“Phenylketonuria (PKU) is a common metabolic disorder among Chinese, with a prevalence of about 1 in 16,500 births. This frequency is very similar to that among Caucasians…An Arg111-to-Ter111 mutation has been identified in exon 3 of the PAH gene in a Chinese PKU patient. The mutation is in linkage disequilibrium with the mutant haplotype 4 alleles which are the most prevalent haplotype among the Orientals. The mutation accounts for about 10% of the Chinese PKU alleles and is absent from the Caucasians, demonstrating that independent mutational events have occurred in the PAH locus after racial divergence.”
“Following the introduction 30 years ago of neonatal screening and early dietary treatment for phenylketonuria there has been a dramatic decrease in the severity of neurological dysfunction associated with this disorder.

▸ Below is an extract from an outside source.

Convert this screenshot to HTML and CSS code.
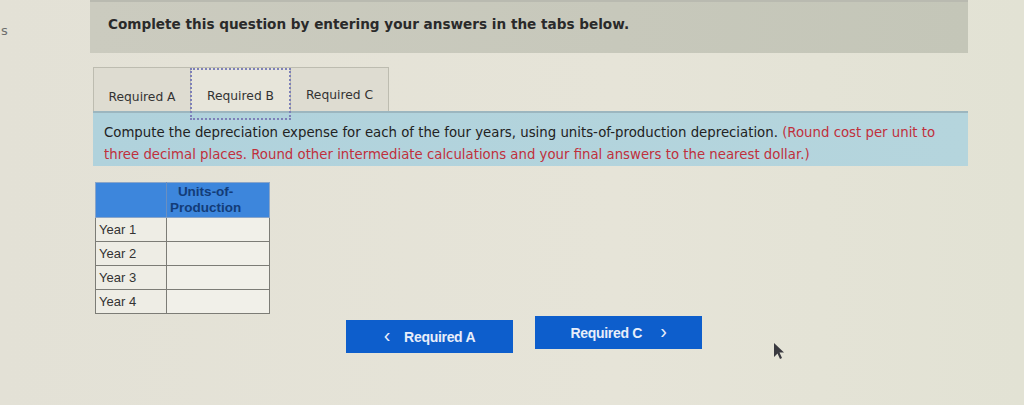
FILE: index.html
```html
<!DOCTYPE html>
<html>
<head>
<meta charset="utf-8">
<link rel="stylesheet" href="styles.css">
</head>
<body>
<div class="page">
  <div class="gutter"><span class="gut-s">s</span></div>
  <div class="main">
    <div class="banner">Complete this question by entering your answers in the tabs below.</div>
    <div class="tabs">
      <div class="tab">Required A</div>
      <div class="tab active">Required B</div>
      <div class="tab last">Required C</div>
    </div>
    <div class="instr"><span>Compute the depreciation expense for each of the four years, using units-of-production depreciation.</span> <span class="red">(Round cost per unit to three decimal places. Round other intermediate calculations and your final answers to the nearest dollar.)</span></div>
    <table class="grid">
      <tr class="head"><th class="blank"></th><th class="colh"><span class="colh-txt">Units-of-<br>Production</span></th></tr>
      <tr><td class="lbl">Year 1</td><td class="in"></td></tr>
      <tr><td class="lbl">Year 2</td><td class="in"></td></tr>
      <tr><td class="lbl">Year 3</td><td class="in"></td></tr>
      <tr><td class="lbl">Year 4</td><td class="in"></td></tr>
    </table>
    <div class="nav">
      <div class="btn prev"><span class="chev">&lsaquo;</span>Required A</div>
      <div class="btn next">Required C<span class="chev">&rsaquo;</span></div>
    </div>
  </div>
</div>
<svg class="cursor" width="14" height="18" viewBox="0 0 14 18"><path d="M2 1 L2 15 L5.5 11.5 L8 17 L10 16 L7.5 10.5 L12 10.5 Z" fill="#3a3a40"/></svg>
</body>
</html>
```
FILE: styles.css
```css
html, body {
  margin: 0;
  padding: 0;
}
body {
  width: 1024px;
  height: 405px;
  overflow: hidden;
  background: linear-gradient(90deg, #e3e1d6 0%, #e6e4d8 60%, #e2e2d4 100%);
  font-family: "DejaVu Sans", Verdana, sans-serif;
  position: relative;
}
.page {
  display: flex;
}
.gutter {
  width: 90px;
  flex: none;
}
.gut-s {
  display: block;
  margin: 23px 0 0 1px;
  font-size: 13px;
  color: #6e6e6e;
}
.main {
  width: 878px;
  flex: none;
}
.banner {
  height: 53px;
  box-sizing: border-box;
  padding: 14px 0 0 18px;
  background: linear-gradient(90deg, #cbcbbf 0%, #c7c8bb 60%, #c4c6b8 100%);
  border-top: 2px solid #b9bab0;
  font-size: 13.6px;
  font-weight: bold;
  color: #2a2a2a;
}
.tabs {
  display: flex;
  margin: 14px 0 0 3px;
  height: 44px;
}
.tab {
  width: 98px;
  box-sizing: border-box;
  border: 1px solid #bdbcb0;
  border-bottom: none;
  background: #dedcd1;
  font-size: 12.3px;
  color: #333;
  display: flex;
  align-items: center;
  justify-content: center;
  margin-right: -1px;
  padding-top: 14px;
}
.tab.last {
  width: 99px;
  padding-top: 10px;
}
.tab.active {
  width: 101px;
  background: #e7e5da;
  position: relative;
  padding-top: 13px;
}
.tab.active::after {
  content: "";
  position: absolute;
  left: -1px;
  right: -1px;
  top: 0;
  height: 52px;
  border: 2px dotted #7d80b8;
  box-sizing: border-box;
}
.instr {
  margin-left: 3px;
  height: 55px;
  box-sizing: border-box;
  padding: 9px 10px 0 11px;
  background: linear-gradient(90deg, #b0d2dc 0%, #b5d5dd 100%);
  border-top: 2px solid #9cb6bf;
  font-size: 13.3px;
  line-height: 22px;
  color: #222;
}
.red {
  color: #c0303c;
}
.grid {
  margin: 16px 0 0 5px;
  border-collapse: collapse;
  font-family: "Liberation Sans", Arial, sans-serif;
}
.grid th {
  background: #3d86dc;
  color: #133c78;
  font-size: 13.5px;
  font-weight: bold;
  height: 34px;
  padding: 0;
  line-height: 16px;
  border: 1px solid #8aa5c8;
}
.grid th.blank {
  width: 70px;
  border-right: 1px solid #6a8fc0;
}
.grid th.colh {
  width: 99px;
  text-align: left;
  padding-left: 3px;
}
.colh-txt {
  display: inline-block;
  text-align: center;
}
.grid td {
  height: 23px;
  border: 1px solid #7c7c76;
  padding: 0;
  background: #f1f0e8;
}
.grid td.lbl {
  font-size: 13px;
  color: #333;
  padding-left: 3px;
  background: #eeede5;
}
.grid td.in {
  background: #f1f0e9;
}
.nav {
  display: flex;
  gap: 22px;
  margin: 2px 0 0 256px;
}
.btn {
  width: 167px;
  height: 33px;
  background: #0d5ecc;
  color: #e8eefa;
  font-family: "Liberation Sans", Arial, sans-serif;
  font-weight: bold;
  font-size: 14px;
  display: flex;
  align-items: center;
  justify-content: center;
  letter-spacing: -0.3px;
}
.btn.prev {
  margin-top: 4px;
}
.chev {
  font-size: 20px;
  font-weight: normal;
  line-height: 1;
  margin-top: -3px;
}
.prev .chev {
  margin-right: 14px;
}
.next .chev {
  margin-left: 18px;
}
.cursor {
  position: absolute;
  left: 772px;
  top: 342px;
}
```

However, there is evidence that subtle neurological impairment remains common in early treated subjects and in the last 3 years there have been a number of reports of overt neurological impairment with white matter abnormalities on MRI...These data are consistent with studies in animals showing that hyperphenylalaninaemia increases myelin turnover in a dose dependent manner. It is suggested that the effects of phenylalanine on myelin pose a lifelong hazard to the nervous system.”
If undiagnosed and untreated, phenylketonuria can result in impaired postnatal cognitive development resulting from a neurotoxic effect of hyperphenylalaninemia.